Under IR, the procedural macro could have only emitted references to bindings that are in the same module the procedural macro was defined (its definition environment). More precisely, every symbol the macro returns would have been automatically bound to the environment in which the macro was defined, with no chance of us telling the system to look up some of them in another module.
Only in the syntax-case system, thanks to the fact that syntax objects can be created and juggled around arbitrarily, we are able to call a helper procedure from another module that gives us a piece of code containing references to bindings in that module and not ours. Thus we get composable, modular procedural macros.

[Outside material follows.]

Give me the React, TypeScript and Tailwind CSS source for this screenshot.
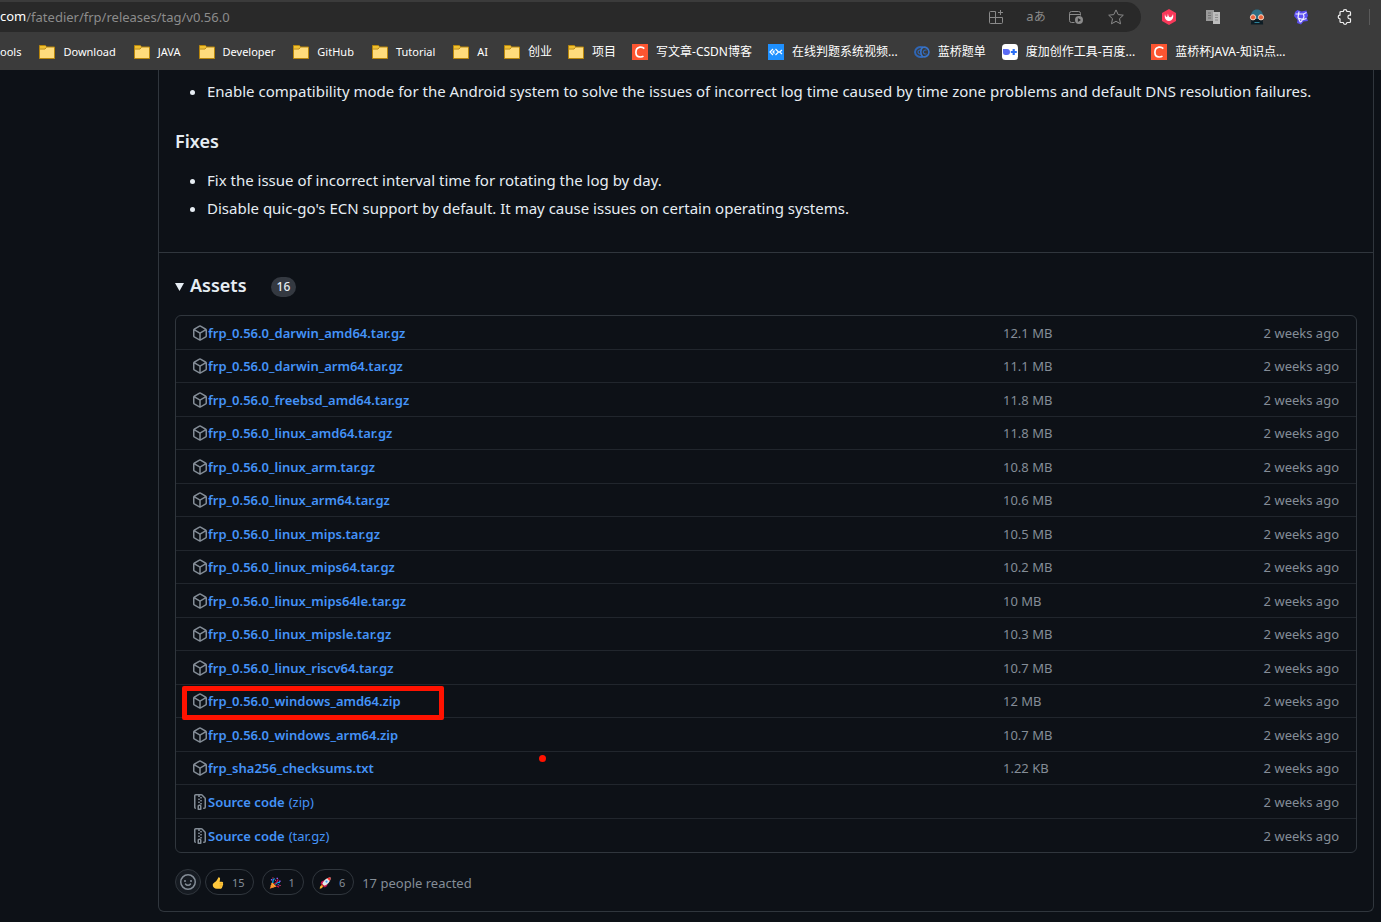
import React from 'react';

type Asset = {
  name: string;
  suffix?: string;
  size?: string;
  mark?: 'box' | 'dot';
};

const assets: Asset[] = [
  { name: 'frp_0.56.0_darwin_amd64.tar.gz', size: '12.1 MB' },
  { name: 'frp_0.56.0_darwin_arm64.tar.gz', size: '11.1 MB' },
  { name: 'frp_0.56.0_freebsd_amd64.tar.gz', size: '11.8 MB' },
  { name: 'frp_0.56.0_linux_amd64.tar.gz', size: '11.8 MB' },
  { name: 'frp_0.56.0_linux_arm.tar.gz', size: '10.8 MB' },
  { name: 'frp_0.56.0_linux_arm64.tar.gz', size: '10.6 MB' },
  { name: 'frp_0.56.0_linux_mips.tar.gz', size: '10.5 MB' },
  { name: 'frp_0.56.0_linux_mips64.tar.gz', size: '10.2 MB' },
  { name: 'frp_0.56.0_linux_mips64le.tar.gz', size: '10 MB' },
  { name: 'frp_0.56.0_linux_mipsle.tar.gz', size: '10.3 MB' },
  { name: 'frp_0.56.0_linux_riscv64.tar.gz', size: '10.7 MB' },
  { name: 'frp_0.56.0_windows_amd64.zip', size: '12 MB', mark: 'box' },
  { name: 'frp_0.56.0_windows_arm64.zip', size: '10.7 MB' },
  { name: 'frp_sha256_checksums.txt', size: '1.22 KB', mark: 'dot' },
  { name: 'Source code', suffix: '(zip)' },
  { name: 'Source code', suffix: '(tar.gz)' },
];

const FolderIcon = () => (
  <svg className="size-4 shrink-0" viewBox="0 0 16 16">
    <path d="M.5 1.5h5.8l1.2 1.500h8v11.500H.5z" fill="#ffdc7c" stroke="#b8860b" />
    <path d="M1 2h5l1 1.200-1 1.300H1z" fill="#f0c02e" />
    <path d="M1 5h5l1.500-1.800" fill="none" stroke="#b8860b" />
  </svg>
);

const CsdnIcon = () => (
  <svg className="size-4 shrink-0" viewBox="0 0 16 16">
    <path d="M0 0h16v16H0z" fill="#fc5531" />
    <path d="M12.300 4.600C11 3.300 9.300 3 7.900 3.200 5.300 3.600 4 5.800 3.900 8.300c0 3 1.600 4.700 4.300 4.700 1.300 0 2.400-.3 3.300-.9" fill="none" stroke="#fff" strokeWidth="1.700" />
  </svg>
);

const CodeIcon = () => (
  <svg className="size-4 shrink-0" viewBox="0 0 16 16">
    <path d="M0 0h16v16H0z" fill="#1e90ff" />
    <path d="M5 5 2 8l3 3M7.500 5l3 3-3 3M6.500 6.500 5 8l1.500 1.500M14 6l-2.500 2L14 10" fill="none" stroke="#fff" strokeWidth="1.200" />
  </svg>
);

const BridgeIcon = () => (
  <svg className="size-4 shrink-0" viewBox="0 0 16 16" fill="none">
    <path d="M9 3.500C5 1.800 1 4.500 1 8s4 6.200 8 4.500" stroke="#2f66b5" strokeWidth="2" />
    <path d="M8 6C5.500 5.500 4 6.500 4 8s1.500 2.500 4 2" stroke="#2f66b5" strokeWidth="1.300" />
    <path d="M8.500 3.500c3-1.200 6.500 1 6.500 4.500s-3.500 5.700-6.500 4.500C6.200 11 6.200 5 8.500 3.500z" stroke="#3873c8" strokeWidth="1.600" />
    <path d="M12.500 6.200C10.500 5.500 9.300 6.800 9.300 8s1.200 2.500 3.200 1.800" stroke="#2f66b5" strokeWidth="1.200" />
  </svg>
);

const DujiaIcon = () => (
  <svg className="size-4 shrink-0" viewBox="0 0 16 16">
    <rect width="16" height="16" rx="3.500" fill="#fff" />
    <path d="M1 5h4a3 3 0 0 1 0 6H3.500A2.500 2.500 0 0 1 1 8.500z" fill="#5b6cf5" />
    <path d="M11.700 5v6M8.800 8h6" stroke="#2b6ff5" strokeWidth="2.200" />
  </svg>
);

const folders = ['Download', 'JAVA', 'Developer', 'GitHub', 'Tutorial', 'AI'];

const bookmarks = [
  { label: '创业', Icon: FolderIcon },
  { label: '项目', Icon: FolderIcon },
  { label: '写文章-CSDN博客', Icon: CsdnIcon },
  { label: '在线判题系统视频...', Icon: CodeIcon },
  { label: '蓝桥题单', Icon: BridgeIcon },
  { label: '度加创作工具-百度...', Icon: DujiaIcon },
  { label: '蓝桥杯JAVA-知识点...', Icon: CsdnIcon },
];

const PackageIcon = () => (
  <svg className="size-4 shrink-0 fill-[#848d97]" viewBox="0 0 16 16">
    <path d="m8.878.392 5.250 3.045c.54.314.872.890.872 1.514v6.098a1.750 1.750 0 0 1-.872 1.514l-5.250 3.045a1.750 1.750 0 0 1-1.756 0l-5.250-3.045A1.750 1.750 0 0 1 1 11.049V4.951c0-.624.332-1.201.872-1.514L7.122.392a1.750 1.750 0 0 1 1.756 0ZM7.875 1.690l-4.630 2.685L8 7.133l4.755-2.758-4.630-2.685a.248.248 0 0 0-.25 0ZM2.500 5.677v5.372c0 .09.047.171.125.216l4.625 2.683V8.432Zm6.250 8.271 4.625-2.683a.25.25 0 0 0 .125-.216V5.677L8.750 8.432Z" />
  </svg>
);

const FileZipIcon = () => (
  <svg className="size-4 shrink-0 fill-[#848d97]" viewBox="0 0 16 16">
    <path d="M3.500 1.750v11.500c0 .09.048.173.126.217a.75.75 0 0 1-.752 1.298A1.748 1.748 0 0 1 2 13.250V1.750C2 .784 2.784 0 3.750 0h5.586c.464 0 .909.185 1.237.513l2.914 2.914c.329.328.513.773.513 1.237v8.586A1.750 1.750 0 0 1 12.250 15h-.5a.75.75 0 0 1 0-1.500h.5a.25.25 0 0 0 .25-.25V4.664a.25.25 0 0 0-.073-.177L9.513 1.573a.25.25 0 0 0-.177-.073H7.250a.75.75 0 0 1 0 1.500h-.5a.75.75 0 0 1 0-1.500h-3a.25.25 0 0 0-.25.25Zm3.750 8.750h.5c.966 0 1.750.784 1.750 1.750v3a.75.75 0 0 1-.75.75h-2.500a.75.75 0 0 1-.75-.75v-3c0-.966.784-1.750 1.750-1.750ZM6 5.250a.75.75 0 0 1 .75-.75h.5a.75.75 0 0 1 0 1.500h-.5A.75.75 0 0 1 6 5.250Zm.75 2.250h.5a.75.75 0 0 1 0 1.500h-.5a.75.75 0 0 1 0-1.500ZM8 6.750A.75.75 0 0 1 8.750 6h.5a.75.75 0 0 1 0 1.500h-.5A.75.75 0 0 1 8 6.750ZM8.750 3h.5a.75.75 0 0 1 0 1.500h-.5a.75.75 0 0 1 0-1.500ZM8 9.750A.75.75 0 0 1 8.750 9h.5a.75.75 0 0 1 0 1.500h-.5A.75.75 0 0 1 8 9.750Zm-1 2.500v2.250h1v-2.250a.25.25 0 0 0-.25-.25h-.5a.25.25 0 0 0-.25.25Z" />
  </svg>
);

const SmileyIcon = () => (
  <svg className="size-4" viewBox="0 0 16 16">
    <circle cx="8" cy="8" r="7.250" fill="none" stroke="#848d97" strokeWidth="1.500" />
    <circle cx="5" cy="7" r="1" fill="#848d97" />
    <circle cx="11" cy="7" r="1" fill="#848d97" />
    <path d="M5.500 10c1.200 1.700 3.800 1.700 5 0" fill="none" stroke="#848d97" strokeWidth="1.500" strokeLinecap="round" />
  </svg>
);

const ThumbsUp = () => (
  <svg className="size-3" viewBox="0 0 16 16">
    <path d="M8.500.500c1.500-.3 2.500.9 2.200 2.400L10.200 6.200h3c1.900 0 2 1.900 1.200 2.500.8.700.6 1.900-.2 2.300.5.800.2 1.800-.7 2.100.3 1-.4 2.400-1.500 2.400H6.500C3 15.500 1 13.300 1 10.600 1 7.800 5.700 7 7.400 2.800z" fill="#ffc83d" />
    <path d="M10 8.700h3.700M10.200 11h3.300M10.300 13.200h2.400" stroke="#e19d1a" strokeWidth=".7" />
  </svg>
);

const Party = () => (
  <svg className="size-3" viewBox="0 0 16 16">
    <path d="M1 15.500 4 6.500l6 6z" fill="#ff822d" />
    <path d="m2.500 11 3 3M3.500 8.200l4.700 4.700" stroke="#fcd53f" strokeWidth="1" />
    <path d="M5 8c0-3 .5-5 2.500-6M8.500 10c1-2 3.500-3.500 6-2.500" stroke="#00a6ed" strokeWidth="1.600" fill="none" />
    <path d="M7 9c3-1 4.500-3 5-6M10 12l3.500 1.500" stroke="#ca0b4a" strokeWidth="1.600" fill="none" />
    <path d="M2.500 2.500h2v2h-2zM10 1h2v1.500h-2zM13.500 4.500h2v2h-2zM11.500 9.500h2v1.500h-2z" fill="#8b5cf6" />
    <path d="M8 3.500h1.500V5H8zM14 10.500h1.500V12H14zM4.500.5H6V2H4.500z" fill="#f5427b" />
  </svg>
);

const Rocket = () => (
  <svg className="size-3" viewBox="0 0 16 16">
    <path d="M1 15.500c0-2.500 1-4.500 3-5l1.500 1.500c-.5 2-2 3.500-4.500 3.500z" fill="#ffb02e" />
    <path d="M2 8.500c1-3 3-4 5-3.800L4.500 10zM7.500 14c3-1 4-3 3.800-5L6 11.500z" fill="#ca0b4a" />
    <path d="M15.500.5c-5 0-9 3-11.200 8.800l2.400 2.400C12.500 9.500 15.500 5.500 15.500.5z" fill="#e6e6e6" />
    <path d="M15.500.5c-1.800 0-3.400.4-4.800 1.200l3.600 3.600c.8-1.400 1.200-3 1.200-4.800z" fill="#f8312f" />
    <circle cx="10" cy="6" r="1.500" fill="#46a4fb" />
    <path d="m3.500 9.500 3 3" stroke="#f8312f" strokeWidth="1.500" />
  </svg>
);

const reactions = [
  { label: 'thumbs up', count: 15, Icon: ThumbsUp },
  { label: 'hooray', count: 1, Icon: Party },
  { label: 'rocket', count: 6, Icon: Rocket },
];

const AddressBar = () => (
  <div className="flex items-center pt-0.5">
    <div className="flex h-[30px] flex-1 items-center rounded-r-full bg-[#292929] pr-[17px] text-[13px]">
      <label htmlFor="address" className="text-white">com</label>
      <input
        id="address"
        className="h-full min-w-0 flex-1 bg-transparent text-[#8c8c8c] outline-none"
        defaultValue="/fatedier/frp/releases/tag/v0.56.0"
      />
      <div className="flex items-center gap-6 text-[#8a8a8a]">
        <button aria-label="Apps">
          <svg className="size-4" viewBox="0 0 16 16" fill="none" stroke="currentColor">
            <path d="M7.500 2.500h-5a1 1 0 0 0-1 1v10a1 1 0 0 0 1 1h11a1 1 0 0 0 1-1v-5h-13M7.500 2.500v12M12.500 1v5M10 3.500h5" />
          </svg>
        </button>
        <button aria-label="Translate" className="w-4">
          <span className="-mx-1 flex items-center justify-center">a<span className="text-xs">あ</span></span>
        </button>
        <button aria-label="Media">
          <svg className="size-4" viewBox="0 0 16 16">
            <path d="M6.500 13.500h-3a2 2 0 0 1-2-2v-7a2 2 0 0 1 2-2h7a2 2 0 0 1 2 2v2M1.500 5.500h11" fill="none" stroke="currentColor" />
            <circle cx="11" cy="11" r="4" fill="currentColor" />
            <path d="m9.900 9 3.100 2-3.100 2z" fill="#292929" />
          </svg>
        </button>
        <button aria-label="Favorite">
          <svg className="size-4" viewBox="0 0 16 16" fill="none" stroke="currentColor" strokeLinejoin="round">
            <path d="m8 .9 2.200 4.700 5.100.6-3.800 3.500 1 5.100L8 12.300l-4.500 2.500 1-5.100L.7 6.200l5.100-.6z" />
          </svg>
        </button>
      </div>
    </div>
    <div className="flex items-center gap-7 pr-[11px] pl-5">
      <button aria-label="Shield">
        <svg className="size-4" viewBox="0 0 16 16">
          <path d="M8 0 15 4v8l-7 4-7-4V4z" fill="#f8395a" />
          <path d="M4 5c-1 4 1 7 4 7s5-3 4-7c-.6 2-1.400 3-2.800 3.200C7.800 8.200 7.200 6.500 7 4.500 6.500 6 6.500 7.500 6 8 4.800 7.800 4.200 6.500 4 5z" fill="#fff" />
        </svg>
      </button>
      <button aria-label="Translator">
        <svg className="size-4" viewBox="0 0 16 16">
          <path d="M1 1h8v11H1z" fill="#9a9a9a" />
          <path d="M3 4h3M3 6.500h3M3 9h3" stroke="#6f6f6f" />
          <path d="M8 3h7v12H8z" fill="#bdbdbd" />
          <path d="M10 6h3M10 8.500h3M10 11h3" stroke="#8a8a8a" />
        </svg>
      </button>
      <button aria-label="Userscripts">
        <svg className="size-4" viewBox="0 0 16 16">
          <path d="M2 7c0-4 2.500-6.500 6-6.500S14 3 14 7v3H2z" fill="#2d6d83" />
          <path d="M2.500 10h11l.7 5.500H1.800z" fill="#0d1c24" />
          <path d="M5.500 13.500h5" stroke="#2d8299" />
          <circle cx="4" cy="8.300" r="2.600" fill="#e8643c" stroke="#f7d7c4" />
          <circle cx="12" cy="8.300" r="2.600" fill="#e8643c" stroke="#f7d7c4" />
        </svg>
      </button>
      <button aria-label="Assistant">
        <svg className="size-4" viewBox="0 0 16 16">
          <path d="m4.500 1 4 1.500 5-1L15 6.500l-1 2.500 1 3-4.500.5-2.500 3-4-1.500.5-3L1 7l1-4z" fill="#5b4ff0" />
          <path d="M2.500 5h8l3-1.500M6 2.500 5 8.500l2.500 5M5 9l5 1.500 3.500-1M10.500 5 11 8l-3 5" stroke="#f1efff" strokeWidth="1.200" fill="none" />
        </svg>
      </button>
      <button aria-label="Extensions">
        <svg className="size-4" viewBox="0 0 16 16" fill="none" stroke="#eee" strokeWidth="1.200" strokeLinejoin="round">
          <path d="M4 2.500h2.300a1.800 1.800 0 0 1 3.600 0h2.600a1 1 0 0 1 1 1v2.700h-.8a1.800 1.800 0 0 0 0 3.600h.8v2.700a1 1 0 0 1-1 1H9.900a1.800 1.800 0 0 1-3.600 0H4a1 1 0 0 1-1-1V9.800a1.800 1.800 0 0 1 0-3.600V3.500a1 1 0 0 1 1-1z" />
        </svg>
      </button>
      <span className="-ml-3 h-4 w-px bg-[#5a5a5a]" />
    </div>
  </div>
);

const Bookmarks = () => (
  <nav className="flex h-[38px] items-center gap-4 overflow-hidden pt-0.5 text-xs whitespace-nowrap text-white">
    <div className="flex items-center gap-[18px] text-[11px]">
      <a href="#tools">ools</a>
      {folders.map((label) => (
        <a key={label} href="#folder" className="flex items-center gap-2">
          <FolderIcon />
          {label}
        </a>
      ))}
    </div>
    {bookmarks.map(({ label, Icon }) => (
      <a key={label} href="#bookmark" className="flex items-center gap-2">
        <Icon />
        {label}
      </a>
    ))}
  </nav>
);

const AssetRow = ({ asset }: { asset: Asset }) => (
  <tr className="group odd:h-[34px] even:h-[33px]">
    <td className="relative w-7/10 border-b border-[#21262d] pl-4 group-last:border-b-0">
      <a href="#asset" className="flex items-center text-[#4493f8]">
        {asset.suffix ? <FileZipIcon /> : <PackageIcon />}
        <span className="font-semibold">{asset.name}</span>
        {asset.suffix && <span className="ml-1">{asset.suffix}</span>}
      </a>
      {asset.mark === 'box' && (
        <span className="absolute top-px left-1.5 z-10 h-[34px] w-[262px] rounded-xs border-5 border-[#ff1200]" />
      )}
      {asset.mark === 'dot' && (
        <span className="absolute top-[3px] left-[363px] size-[7px] rounded-full bg-[#ff1200]" />
      )}
    </td>
    <td className="border-b border-[#21262d] pl-px group-last:border-b-0">{asset.size}</td>
    <td className="border-b border-[#21262d] pr-[17px] text-right group-last:border-b-0">2 weeks ago</td>
  </tr>
);

const App: React.FC = () => {
  return (
    <div className="min-h-screen bg-[#0d1117] font-['Noto_Sans','Noto_Sans_CJK_SC',sans-serif] text-[#e6edf3]">
      <header className="bg-[#3b3b3b]">
        <AddressBar />
        <Bookmarks />
      </header>

      <main className="mr-[7px] ml-[158px] rounded-b-md border border-t-0 border-[#30363d]">
        <section className="border-b border-[#30363d] px-4 pt-[9px] pb-8 text-[15px] leading-6">
          <ul className="list-disc pl-8">
            <li>Enable compatibility mode for the Android system to solve the issues of incorrect log time caused by time zone problems and default DNS resolution failures.</li>
          </ul>
          <h3 className="mt-[26px] mb-3.5 text-lg leading-[25px] font-semibold">Fixes</h3>
          <ul className="list-disc space-y-1 pl-8">
            <li>Fix the issue of incorrect interval time for rotating the log by day.</li>
            <li>Disable quic-go's ECN support by default. It may cause issues on certain operating systems.</li>
          </ul>
        </section>

        <section className="p-4">
          <details open>
            <summary className="flex h-9 list-none items-center">
              <svg className="mr-1.5 h-2 w-[9px] fill-[#e6edf3]" viewBox="0 0 9 8">
                <path d="M0 0h9L4.500 8z" />
              </svg>
              <h3 className="pb-1 text-lg font-semibold">Assets</h3>
              <span className="ml-6 rounded-full bg-[#343941] px-1.5 text-xs leading-5 font-medium">16</span>
            </summary>
            <div className="mt-2.5 rounded-md border border-[#30363d]">
              <table className="w-full table-fixed border-separate border-spacing-0 text-[13px] leading-5 text-[#848d97]">
                <tbody>
                  {assets.map((asset) => (
                    <AssetRow key={asset.name + (asset.suffix ?? '')} asset={asset} />
                  ))}
                </tbody>
              </table>
            </div>
          </details>

          <div className="mt-4 flex items-center text-[13px] text-[#848d97]">
            <button aria-label="Add reaction" className="mr-1 flex size-[26px] items-center justify-center rounded-full border border-[#30363d] bg-[#161b22]">
              <SmileyIcon />
            </button>
            {reactions.map(({ label, count, Icon }) => (
              <button key={label} aria-label={label} className="mr-2 flex h-[26px] items-center gap-2 rounded-full border border-[#30363d] pt-0.5 pr-2 pl-1.5 text-[11px]">
                <Icon />
                {count}
              </button>
            ))}
            <span className="pt-1">17 people reacted</span>
          </div>
        </section>
      </main>
    </div>
  );
};

export default App;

I noticed this after writing the first part of this post.
The low-level MIT/GNU Scheme macro system that offers SC and RSC macros actually has a capability that makes it equally powerful as syntax-case: the 'capture-syntactic-environment' operator. With this, we can essentially imitate 'quasisyntax'; just call that operator to get the current module environment, then use 'make-syntactic-closure' to bundle a symbol with it, and you have the equivalent of a syntax object.
I see no sense in burdening programmers with such low level facilities however, and prefer the relative simplicity of syntax-case.